Consult the python-casacore library for further information.

Dask#

dask is a general Python parallel programming framework that can distribute work over multiple cores and nodes. The dask Array API provides an interface that mimic’s that of Numpy, while conceptually dividing the underlying data into chunks on which operations are executed in parallel.

The purpose of dask-ms is to expose CASA Table Column data to the user as dask arrays in order to facilitate parallel programming of Radio Astronomy Algorithms.

Xarray#

xarray groups logically related numpy and dask arrays into Datasets. Associated dimensions on multiple arrays can be related to each other, enabling rich data science applications.

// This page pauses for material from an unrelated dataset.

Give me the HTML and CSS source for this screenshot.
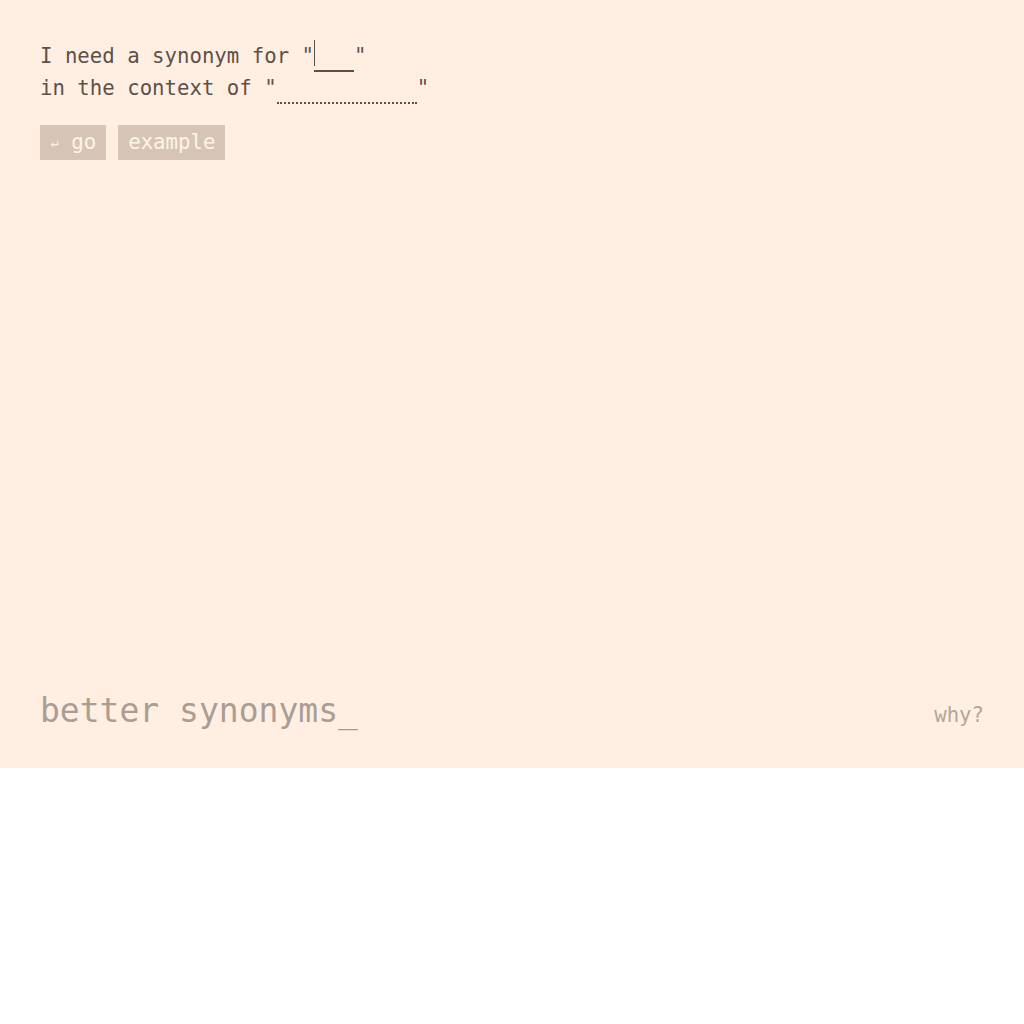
FILE: index.html
```html
<!DOCTYPE html>
<html>
<head>
<meta charset="utf-8">
<link rel="stylesheet" href="styles.css">
</head>
<body>
<main class="page">
  <section class="query">
    <div class="line">I need a synonym for "<span class="field"><input class="word" type="text"><span class="caret"></span></span>"</div>
    <div class="line">in the context of "<input class="context" type="text">"</div>
    <div class="actions">
      <button class="btn"><span class="enter">↵</span> go</button>
      <button class="btn">example</button>
    </div>
  </section>
  <footer class="footer">
    <div class="title">better synonyms_</div>
    <a class="why">why?</a>
  </footer>
</main>
</body>
</html>
```
FILE: styles.css
```css
html, body {
  margin: 0;
  padding: 0;
  background: #ffffff;
}
.page {
  box-sizing: border-box;
  height: 768px;
  background: #ffefe3;
  padding: 40px 40px 38px 40px;
  display: flex;
  flex-direction: column;
  justify-content: space-between;
  font-family: "DejaVu Sans Mono", "Liberation Mono", monospace;
  color: #5e5047;
}
.line {
  font-size: 20.7px;
  line-height: 32px;
  height: 32px;
  white-space: pre;
}
.field {
  position: relative;
  display: inline-block;
}
input {
  font: inherit;
  color: inherit;
  background: transparent;
  border: none;
  outline: none;
  padding: 0 0 4px 0;
  margin: 0;
  height: 20px;
  line-height: 20px;
  vertical-align: baseline;
}
.word {
  width: 40px;
  border-bottom: 2px solid #5e5047;
}
.caret {
  position: absolute;
  left: 0;
  top: 0;
  width: 1px;
  height: 26px;
  background: #5e5047;
}
.context {
  width: 140px;
  border-bottom: 2px dotted #5e5047;
}
.actions {
  display: flex;
  gap: 12px;
  margin-top: 21px;
}
.btn {
  font-family: "DejaVu Sans Mono", "Liberation Mono", monospace;
  font-size: 20.7px;
  height: 35px;
  padding: 0 10px;
  border: none;
  background: #d6c5b7;
  color: #fff4e8;
  line-height: 35px;
}
.enter {
  font-size: 13px;
  vertical-align: 2px;
  margin-left: 1px;
}
.footer {
  display: flex;
  justify-content: space-between;
  align-items: baseline;
}
.title {
  font-size: 33px;
  color: #aa9d93;
}
.why {
  font-size: 20.7px;
  color: #b3a69c;
}
```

For example, using our example Measurement Set we can do the following:

from daskms import xds_from_ms
from daskms.example_data import example_ms

datasets = xds_from_ms(example_ms())
print(datasets)

produces a list of two datasets:

[
    <xarray.Dataset>
     Dimensions:         (chan: 16, corr: 4, row: 4, uvw: 3)
     Coordinates:
         ROWID           (row) int32 dask.array<shape=(4,), chunksize=(4,)>
     Dimensions without coordinates: chan, corr, row, uvw
     Data variables:
         UVW             (row, uvw) float64 dask.array<shape=(4, 3), chunksize=(4, 3)>
         TIME            (row) float64 dask.array<shape=(4,), chunksize=(4,)>
         ANTENNA1        (row) int32 dask.array<shape=(4,), chunksize=(4,)>
         ANTENNA2        (row) int32 dask.array<shape=(4,), chunksize=(4,)>
         DATA            (row, chan, corr) complex64 dask.array<shape=(4, 16, 4), chunksize=(4, 16, 4)>
     Attributes:
         FIELD_ID:      0
         DATA_DESC_ID:  0,

    <xarray.Dataset>
     Dimensions:         (chan: 32, corr: 2, row: 6, uvw: 3)
     Coordinates:
         ROWID           (row) int32 dask.array<shape=(6,), chunksize=(6,)>
     Dimensions without coordinates: chan, corr, row, uvw
     Data variables:
         UVW             (row, uvw) float64 dask.array<shape=(6, 3), chunksize=(6, 3)>
         TIME            (row) float64 dask.array<shape=(6,), chunksize=(6,)>
         ANTENNA1        (row) int32 dask.array<shape=(6,), chunksize=(6,)>
         ANTENNA2        (row) int32 dask.array<shape=(6,), chunksize=(6,)>
         DATA            (row, chan, corr) complex64 dask.array<shape=(6, 32, 2), chunksize=(6, 32, 2)>
     Attributes:
         FIELD_ID:      0
         DATA_DESC_ID:  1
]

Keen-eyed readers will note that the first dataset has 4 rows, 16 channels, 4 correlations and DATA_DESC_ID of 0, while the second has 6 rows, 32 channels, 2 correlations and a DATA_DESC_ID of 1. Here, rows with the same DATA_DESC_ID have been grouped together into single dataset allowing a column that, while variably shaped, has fixed shapes for the same DATA_DESC_ID.

The datasets are also grouped on FIELD_ID, but only one FIELD is present in this dataset.